Aim: The listing below must be repeated word for word, with its images excluded.

Collected data:
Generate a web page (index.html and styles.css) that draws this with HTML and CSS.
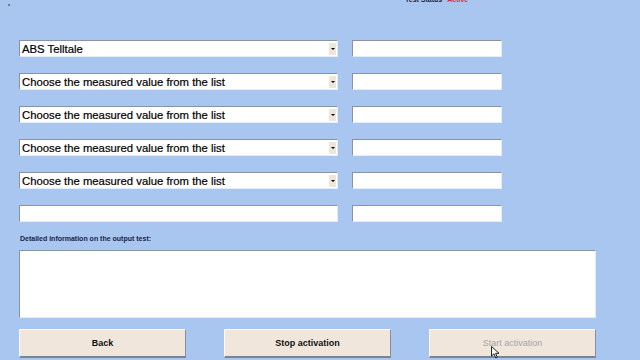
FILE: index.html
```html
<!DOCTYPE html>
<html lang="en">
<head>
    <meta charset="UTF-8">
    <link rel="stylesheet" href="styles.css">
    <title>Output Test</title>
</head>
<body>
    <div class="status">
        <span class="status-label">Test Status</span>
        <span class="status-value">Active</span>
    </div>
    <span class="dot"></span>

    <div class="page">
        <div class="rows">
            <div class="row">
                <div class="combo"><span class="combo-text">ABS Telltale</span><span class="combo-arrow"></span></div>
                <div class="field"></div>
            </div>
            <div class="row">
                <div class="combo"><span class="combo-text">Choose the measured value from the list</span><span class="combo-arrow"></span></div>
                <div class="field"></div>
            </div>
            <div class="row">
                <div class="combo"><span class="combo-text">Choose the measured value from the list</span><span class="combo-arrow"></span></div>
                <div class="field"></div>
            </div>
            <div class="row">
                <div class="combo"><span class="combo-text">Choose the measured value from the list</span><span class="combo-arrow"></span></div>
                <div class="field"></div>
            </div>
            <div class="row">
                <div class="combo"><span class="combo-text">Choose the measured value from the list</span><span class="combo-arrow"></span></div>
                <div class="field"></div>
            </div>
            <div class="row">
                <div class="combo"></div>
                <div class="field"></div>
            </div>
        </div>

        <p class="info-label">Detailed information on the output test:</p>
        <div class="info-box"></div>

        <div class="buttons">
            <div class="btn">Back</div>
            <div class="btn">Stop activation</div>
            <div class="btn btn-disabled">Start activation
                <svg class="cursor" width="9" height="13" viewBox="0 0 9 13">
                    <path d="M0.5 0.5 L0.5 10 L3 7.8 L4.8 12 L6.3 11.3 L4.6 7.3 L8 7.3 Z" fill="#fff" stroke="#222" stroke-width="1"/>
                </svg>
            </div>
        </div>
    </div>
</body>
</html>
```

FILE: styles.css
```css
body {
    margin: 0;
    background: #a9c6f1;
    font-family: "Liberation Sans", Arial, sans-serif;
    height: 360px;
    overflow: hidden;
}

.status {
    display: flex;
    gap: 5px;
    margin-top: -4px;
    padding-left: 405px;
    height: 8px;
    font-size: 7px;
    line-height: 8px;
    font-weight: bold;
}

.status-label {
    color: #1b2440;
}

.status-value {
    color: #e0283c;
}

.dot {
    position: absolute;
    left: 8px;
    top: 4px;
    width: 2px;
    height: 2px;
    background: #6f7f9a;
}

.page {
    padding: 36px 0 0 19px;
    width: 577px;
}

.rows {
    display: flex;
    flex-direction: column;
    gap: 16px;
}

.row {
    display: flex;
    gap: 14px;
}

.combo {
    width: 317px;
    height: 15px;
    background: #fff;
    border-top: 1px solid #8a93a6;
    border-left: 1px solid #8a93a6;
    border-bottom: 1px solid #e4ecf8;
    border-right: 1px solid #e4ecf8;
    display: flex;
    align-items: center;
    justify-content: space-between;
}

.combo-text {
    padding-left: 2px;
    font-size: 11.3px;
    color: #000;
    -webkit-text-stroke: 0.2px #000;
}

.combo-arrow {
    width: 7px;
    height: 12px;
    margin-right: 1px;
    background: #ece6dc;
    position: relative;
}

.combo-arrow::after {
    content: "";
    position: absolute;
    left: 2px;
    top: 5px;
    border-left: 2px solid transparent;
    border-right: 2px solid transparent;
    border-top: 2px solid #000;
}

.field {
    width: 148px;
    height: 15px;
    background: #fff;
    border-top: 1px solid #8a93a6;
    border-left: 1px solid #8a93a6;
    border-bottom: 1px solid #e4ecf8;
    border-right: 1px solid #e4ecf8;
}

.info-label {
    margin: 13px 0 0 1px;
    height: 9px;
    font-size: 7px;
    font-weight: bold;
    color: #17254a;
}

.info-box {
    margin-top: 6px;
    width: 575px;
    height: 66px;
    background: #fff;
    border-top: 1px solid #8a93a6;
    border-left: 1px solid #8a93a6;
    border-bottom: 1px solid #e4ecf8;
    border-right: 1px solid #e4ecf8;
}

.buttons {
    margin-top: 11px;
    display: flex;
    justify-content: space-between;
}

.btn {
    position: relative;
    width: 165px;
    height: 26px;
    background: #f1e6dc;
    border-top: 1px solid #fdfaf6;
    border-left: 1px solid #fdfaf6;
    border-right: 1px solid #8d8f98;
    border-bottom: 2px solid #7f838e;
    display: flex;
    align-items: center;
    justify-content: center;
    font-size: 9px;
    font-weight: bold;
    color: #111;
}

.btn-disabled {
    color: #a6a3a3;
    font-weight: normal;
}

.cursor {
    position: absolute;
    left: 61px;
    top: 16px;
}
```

Response:
Generate a web page (index.html and styles.css) that draws this with HTML and CSS.
FILE: index.html
```html
<!DOCTYPE html>
<html lang="en">
<head>
    <meta charset="UTF-8">
    <link rel="stylesheet" href="styles.css">
    <title>Output Test</title>
</head>
<body>
    <div class="status">
        <span class="status-label">Test Status</span>
        <span class="status-value">Active</span>
    </div>
    <span class="dot"></span>

    <div class="page">
        <div class="rows">
            <div class="row">
                <div class="combo"><span class="combo-text">ABS Telltale</span><span class="combo-arrow"></span></div>
                <div class="field"></div>
            </div>
            <div class="row">
                <div class="combo"><span class="combo-text">Choose the measured value from the list</span><span class="combo-arrow"></span></div>
                <div class="field"></div>
            </div>
            <div class="row">
                <div class="combo"><span class="combo-text">Choose the measured value from the list</span><span class="combo-arrow"></span></div>
                <div class="field"></div>
            </div>
            <div class="row">
                <div class="combo"><span class="combo-text">Choose the measured value from the list</span><span class="combo-arrow"></span></div>
                <div class="field"></div>
            </div>
            <div class="row">
                <div class="combo"><span class="combo-text">Choose the measured value from the list</span><span class="combo-arrow"></span></div>
                <div class="field"></div>
            </div>
            <div class="row">
                <div class="combo"></div>
                <div class="field"></div>
            </div>
        </div>

        <p class="info-label">Detailed information on the output test:</p>
        <div class="info-box"></div>

        <div class="buttons">
            <div class="btn">Back</div>
            <div class="btn">Stop activation</div>
            <div class="btn btn-disabled">Start activation
                <svg class="cursor" width="9" height="13" viewBox="0 0 9 13">
                    <path d="M0.5 0.5 L0.5 10 L3 7.8 L4.8 12 L6.3 11.3 L4.6 7.3 L8 7.3 Z" fill="#fff" stroke="#222" stroke-width="1"/>
                </svg>
            </div>
        </div>
    </div>
</body>
</html>
```

FILE: styles.css
```css
body {
    margin: 0;
    background: #a9c6f1;
    font-family: "Liberation Sans", Arial, sans-serif;
    height: 360px;
    overflow: hidden;
}

.status {
    display: flex;
    gap: 5px;
    margin-top: -4px;
    padding-left: 405px;
    height: 8px;
    font-size: 7px;
    line-height: 8px;
    font-weight: bold;
}

.status-label {
    color: #1b2440;
}

.status-value {
    color: #e0283c;
}

.dot {
    position: absolute;
    left: 8px;
    top: 4px;
    width: 2px;
    height: 2px;
    background: #6f7f9a;
}

.page {
    padding: 36px 0 0 19px;
    width: 577px;
}

.rows {
    display: flex;
    flex-direction: column;
    gap: 16px;
}

.row {
    display: flex;
    gap: 14px;
}

.combo {
    width: 317px;
    height: 15px;
    background: #fff;
    border-top: 1px solid #8a93a6;
    border-left: 1px solid #8a93a6;
    border-bottom: 1px solid #e4ecf8;
    border-right: 1px solid #e4ecf8;
    display: flex;
    align-items: center;
    justify-content: space-between;
}

.combo-text {
    padding-left: 2px;
    font-size: 11.3px;
    color: #000;
    -webkit-text-stroke: 0.2px #000;
}

.combo-arrow {
    width: 7px;
    height: 12px;
    margin-right: 1px;
    background: #ece6dc;
    position: relative;
}

.combo-arrow::after {
    content: "";
    position: absolute;
    left: 2px;
    top: 5px;
    border-left: 2px solid transparent;
    border-right: 2px solid transparent;
    border-top: 2px solid #000;
}

.field {
    width: 148px;
    height: 15px;
    background: #fff;
    border-top: 1px solid #8a93a6;
    border-left: 1px solid #8a93a6;
    border-bottom: 1px solid #e4ecf8;
    border-right: 1px solid #e4ecf8;
}

.info-label {
    margin: 13px 0 0 1px;
    height: 9px;
    font-size: 7px;
    font-weight: bold;
    color: #17254a;
}

.info-box {
    margin-top: 6px;
    width: 575px;
    height: 66px;
    background: #fff;
    border-top: 1px solid #8a93a6;
    border-left: 1px solid #8a93a6;
    border-bottom: 1px solid #e4ecf8;
    border-right: 1px solid #e4ecf8;
}

.buttons {
    margin-top: 11px;
    display: flex;
    justify-content: space-between;
}

.btn {
    position: relative;
    width: 165px;
    height: 26px;
    background: #f1e6dc;
    border-top: 1px solid #fdfaf6;
    border-left: 1px solid #fdfaf6;
    border-right: 1px solid #8d8f98;
    border-bottom: 2px solid #7f838e;
    display: flex;
    align-items: center;
    justify-content: center;
    font-size: 9px;
    font-weight: bold;
    color: #111;
}

.btn-disabled {
    color: #a6a3a3;
    font-weight: normal;
}

.cursor {
    position: absolute;
    left: 61px;
    top: 16px;
}
```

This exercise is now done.